Written exercise: Exact reproduction of the data is required, with images excluded.

========================================================================

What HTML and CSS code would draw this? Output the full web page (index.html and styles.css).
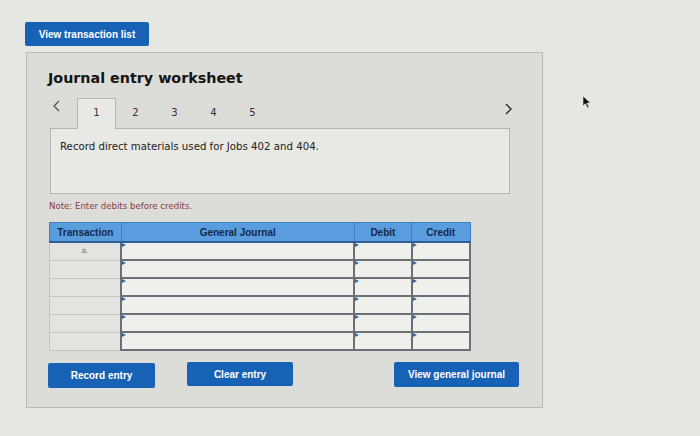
FILE: index.html
```html
<!DOCTYPE html>
<html>
<head>
<meta charset="utf-8">
<link rel="stylesheet" href="styles.css">
</head>
<body>
<button class="btn top-btn">View transaction list</button>
<div class="panel">
  <h1 class="title">Journal entry worksheet</h1>
  <div class="tabs">
    <span class="nav prev"><svg width="8" height="12" viewBox="0 0 8 12"><polyline points="7,1 2,6 7,11" fill="none" stroke="#555" stroke-width="1.3"/></svg></span>
    <span class="tab active">1</span>
    <span class="tab">2</span>
    <span class="tab">3</span>
    <span class="tab">4</span>
    <span class="tab">5</span>
    <span class="nav next"><svg width="8" height="12" viewBox="0 0 8 12"><polyline points="1,1 6,6 1,11" fill="none" stroke="#333" stroke-width="1.5"/></svg></span>
  </div>
  <div class="task">Record direct materials used for Jobs 402 and 404.</div>
  <p class="note">Note: Enter debits before credits.</p>
  <table class="journal">
    <thead>
      <tr><th class="c-tx">Transaction</th><th class="c-gj">General Journal</th><th class="c-dr">Debit</th><th class="c-cr">Credit</th></tr>
    </thead>
    <tbody>
      <tr><td class="tx">a.</td><td class="in"></td><td class="in"></td><td class="in"></td></tr>
      <tr><td class="tx"></td><td class="in"></td><td class="in"></td><td class="in"></td></tr>
      <tr><td class="tx"></td><td class="in"></td><td class="in"></td><td class="in"></td></tr>
      <tr><td class="tx"></td><td class="in"></td><td class="in"></td><td class="in"></td></tr>
      <tr><td class="tx"></td><td class="in"></td><td class="in"></td><td class="in"></td></tr>
      <tr><td class="tx"></td><td class="in"></td><td class="in"></td><td class="in"></td></tr>
    </tbody>
  </table>
  <div class="actions">
    <button class="btn act-record">Record entry</button>
    <button class="btn act-clear">Clear entry</button>
    <button class="btn act-view">View general journal</button>
  </div>
</div>
<svg class="cursor" width="10" height="14" viewBox="0 0 10 14"><path d="M1 1 L1 11 L3.5 8.6 L5.5 13 L7 12.3 L5 8 L8.5 8 Z" fill="#111" stroke="#eee" stroke-width="0.6"/></svg>
</body>
</html>
```

FILE: styles.css
```css
html, body {
  margin: 0;
  padding: 0;
}
body {
  background: #e6e6e2;
  padding: 22px 0 0 25px;
  font-family: "DejaVu Sans", Verdana, sans-serif;
  width: 675px;
  height: 414px;
  position: relative;
  overflow: hidden;
}
.btn {
  display: block;
  background: #1862b5;
  color: #fff;
  border: none;
  border-radius: 2px;
  font-family: "Liberation Sans", Arial, sans-serif;
  font-weight: bold;
  font-size: 10px;
  padding: 0;
  margin: 0;
  cursor: pointer;
}
.top-btn {
  width: 124px;
  height: 24px;
}
.panel {
  box-sizing: border-box;
  margin: 6px 0 0 1px;
  width: 517px;
  border: 1px solid #b8b8b4;
  background: #dcdcd8;
  padding: 16px 22px 19px 21px;
}
.title {
  margin: 0;
  font-size: 14.3px;
  line-height: 19px;
  font-weight: bold;
  color: #151515;
}
.tabs {
  margin-top: 10px;
  height: 30px;
  display: flex;
  align-items: stretch;
}
.nav {
  display: flex;
}
.prev {
  width: 29px;
  padding-left: 4px;
  box-sizing: border-box;
  align-items: flex-start;
  padding-top: 2px;
}
.next {
  margin-left: auto;
  padding-right: 7px;
  padding-top: 5px;
  align-items: flex-start;
}
.tab {
  width: 39px;
  box-sizing: border-box;
  display: flex;
  align-items: center;
  justify-content: center;
  padding-bottom: 2px;
  font-size: 10px;
  color: #333;
}
.tab.active {
  background: #e8e8e4;
  border: 1px solid #b4b4b0;
  border-bottom: none;
  position: relative;
  z-index: 1;
  height: 31px;
  padding-bottom: 3px;
}
.task {
  box-sizing: border-box;
  margin-left: 2px;
  width: 460px;
  height: 66px;
  background: #e8e8e4;
  border: 1px solid #b4b4b0;
  padding: 12px 9px;
  font-size: 10.2px;
  line-height: 12px;
  color: #222;
}
.note {
  margin: 7px 0 0 1px;
  font-size: 8.6px;
  line-height: 10px;
  color: #8a3b3b;
}
.journal {
  margin: 11px 0 0 1px;
  border-collapse: collapse;
  width: 422px;
  font-family: "Liberation Sans", Arial, sans-serif;
}
.journal th {
  height: 18px;
  padding: 0;
  background: #5a9ddf;
  color: #13294b;
  font-size: 10px;
  font-weight: bold;
  border: 1px solid #3f7fc0;
  border-bottom: 2px solid #2f5f92;
}
.c-tx { width: 71px; }
.c-gj { width: 236px; }
.c-dr { width: 57px; }
.c-cr { width: 58px; }
.journal td {
  height: 16px;
  padding: 0;
  position: relative;
}
.journal td.tx {
  border: 1px solid #c4c4c0;
  border-right: 2px solid #6c7075;
  background: #e3e3df;
  text-align: center;
  font-family: "DejaVu Sans", Verdana, sans-serif;
  font-size: 7.5px;
  color: #777;
  vertical-align: top;
  padding-top: 3px;
  height: 13px;
}
.journal td.in {
  border: 2px solid #6c7075;
  background: #efefec;
}
.journal td.in::before {
  content: "";
  position: absolute;
  left: 0;
  top: 0;
  border-left: 4px solid #2f63a8;
  border-top: 2px solid transparent;
  border-bottom: 2px solid transparent;
}
.actions {
  margin-top: 12px;
  display: flex;
  align-items: flex-start;
}
.act-record {
  width: 107px;
  height: 25px;
}
.act-clear {
  margin-left: 32px;
  width: 106px;
  height: 24px;
  margin-top: -1px;
}
.act-view {
  margin-left: auto;
  margin-right: 1px;
  width: 125px;
  height: 25px;
  margin-top: -1px;
}
.cursor {
  position: absolute;
  left: 582px;
  top: 95px;
}
```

========================================================================

Written response:
What HTML and CSS code would draw this? Output the full web page (index.html and styles.css).
FILE: index.html
```html
<!DOCTYPE html>
<html>
<head>
<meta charset="utf-8">
<link rel="stylesheet" href="styles.css">
</head>
<body>
<button class="btn top-btn">View transaction list</button>
<div class="panel">
  <h1 class="title">Journal entry worksheet</h1>
  <div class="tabs">
    <span class="nav prev"><svg width="8" height="12" viewBox="0 0 8 12"><polyline points="7,1 2,6 7,11" fill="none" stroke="#555" stroke-width="1.3"/></svg></span>
    <span class="tab active">1</span>
    <span class="tab">2</span>
    <span class="tab">3</span>
    <span class="tab">4</span>
    <span class="tab">5</span>
    <span class="nav next"><svg width="8" height="12" viewBox="0 0 8 12"><polyline points="1,1 6,6 1,11" fill="none" stroke="#333" stroke-width="1.5"/></svg></span>
  </div>
  <div class="task">Record direct materials used for Jobs 402 and 404.</div>
  <p class="note">Note: Enter debits before credits.</p>
  <table class="journal">
    <thead>
      <tr><th class="c-tx">Transaction</th><th class="c-gj">General Journal</th><th class="c-dr">Debit</th><th class="c-cr">Credit</th></tr>
    </thead>
    <tbody>
      <tr><td class="tx">a.</td><td class="in"></td><td class="in"></td><td class="in"></td></tr>
      <tr><td class="tx"></td><td class="in"></td><td class="in"></td><td class="in"></td></tr>
      <tr><td class="tx"></td><td class="in"></td><td class="in"></td><td class="in"></td></tr>
      <tr><td class="tx"></td><td class="in"></td><td class="in"></td><td class="in"></td></tr>
      <tr><td class="tx"></td><td class="in"></td><td class="in"></td><td class="in"></td></tr>
      <tr><td class="tx"></td><td class="in"></td><td class="in"></td><td class="in"></td></tr>
    </tbody>
  </table>
  <div class="actions">
    <button class="btn act-record">Record entry</button>
    <button class="btn act-clear">Clear entry</button>
    <button class="btn act-view">View general journal</button>
  </div>
</div>
<svg class="cursor" width="10" height="14" viewBox="0 0 10 14"><path d="M1 1 L1 11 L3.5 8.6 L5.5 13 L7 12.3 L5 8 L8.5 8 Z" fill="#111" stroke="#eee" stroke-width="0.6"/></svg>
</body>
</html>
```

FILE: styles.css
```css
html, body {
  margin: 0;
  padding: 0;
}
body {
  background: #e6e6e2;
  padding: 22px 0 0 25px;
  font-family: "DejaVu Sans", Verdana, sans-serif;
  width: 675px;
  height: 414px;
  position: relative;
  overflow: hidden;
}
.btn {
  display: block;
  background: #1862b5;
  color: #fff;
  border: none;
  border-radius: 2px;
  font-family: "Liberation Sans", Arial, sans-serif;
  font-weight: bold;
  font-size: 10px;
  padding: 0;
  margin: 0;
  cursor: pointer;
}
.top-btn {
  width: 124px;
  height: 24px;
}
.panel {
  box-sizing: border-box;
  margin: 6px 0 0 1px;
  width: 517px;
  border: 1px solid #b8b8b4;
  background: #dcdcd8;
  padding: 16px 22px 19px 21px;
}
.title {
  margin: 0;
  font-size: 14.3px;
  line-height: 19px;
  font-weight: bold;
  color: #151515;
}
.tabs {
  margin-top: 10px;
  height: 30px;
  display: flex;
  align-items: stretch;
}
.nav {
  display: flex;
}
.prev {
  width: 29px;
  padding-left: 4px;
  box-sizing: border-box;
  align-items: flex-start;
  padding-top: 2px;
}
.next {
  margin-left: auto;
  padding-right: 7px;
  padding-top: 5px;
  align-items: flex-start;
}
.tab {
  width: 39px;
  box-sizing: border-box;
  display: flex;
  align-items: center;
  justify-content: center;
  padding-bottom: 2px;
  font-size: 10px;
  color: #333;
}
.tab.active {
  background: #e8e8e4;
  border: 1px solid #b4b4b0;
  border-bottom: none;
  position: relative;
  z-index: 1;
  height: 31px;
  padding-bottom: 3px;
}
.task {
  box-sizing: border-box;
  margin-left: 2px;
  width: 460px;
  height: 66px;
  background: #e8e8e4;
  border: 1px solid #b4b4b0;
  padding: 12px 9px;
  font-size: 10.2px;
  line-height: 12px;
  color: #222;
}
.note {
  margin: 7px 0 0 1px;
  font-size: 8.6px;
  line-height: 10px;
  color: #8a3b3b;
}
.journal {
  margin: 11px 0 0 1px;
  border-collapse: collapse;
  width: 422px;
  font-family: "Liberation Sans", Arial, sans-serif;
}
.journal th {
  height: 18px;
  padding: 0;
  background: #5a9ddf;
  color: #13294b;
  font-size: 10px;
  font-weight: bold;
  border: 1px solid #3f7fc0;
  border-bottom: 2px solid #2f5f92;
}
.c-tx { width: 71px; }
.c-gj { width: 236px; }
.c-dr { width: 57px; }
.c-cr { width: 58px; }
.journal td {
  height: 16px;
  padding: 0;
  position: relative;
}
.journal td.tx {
  border: 1px solid #c4c4c0;
  border-right: 2px solid #6c7075;
  background: #e3e3df;
  text-align: center;
  font-family: "DejaVu Sans", Verdana, sans-serif;
  font-size: 7.5px;
  color: #777;
  vertical-align: top;
  padding-top: 3px;
  height: 13px;
}
.journal td.in {
  border: 2px solid #6c7075;
  background: #efefec;
}
.journal td.in::before {
  content: "";
  position: absolute;
  left: 0;
  top: 0;
  border-left: 4px solid #2f63a8;
  border-top: 2px solid transparent;
  border-bottom: 2px solid transparent;
}
.actions {
  margin-top: 12px;
  display: flex;
  align-items: flex-start;
}
.act-record {
  width: 107px;
  height: 25px;
}
.act-clear {
  margin-left: 32px;
  width: 106px;
  height: 24px;
  margin-top: -1px;
}
.act-view {
  margin-left: auto;
  margin-right: 1px;
  width: 125px;
  height: 25px;
  margin-top: -1px;
}
.cursor {
  position: absolute;
  left: 582px;
  top: 95px;
}
```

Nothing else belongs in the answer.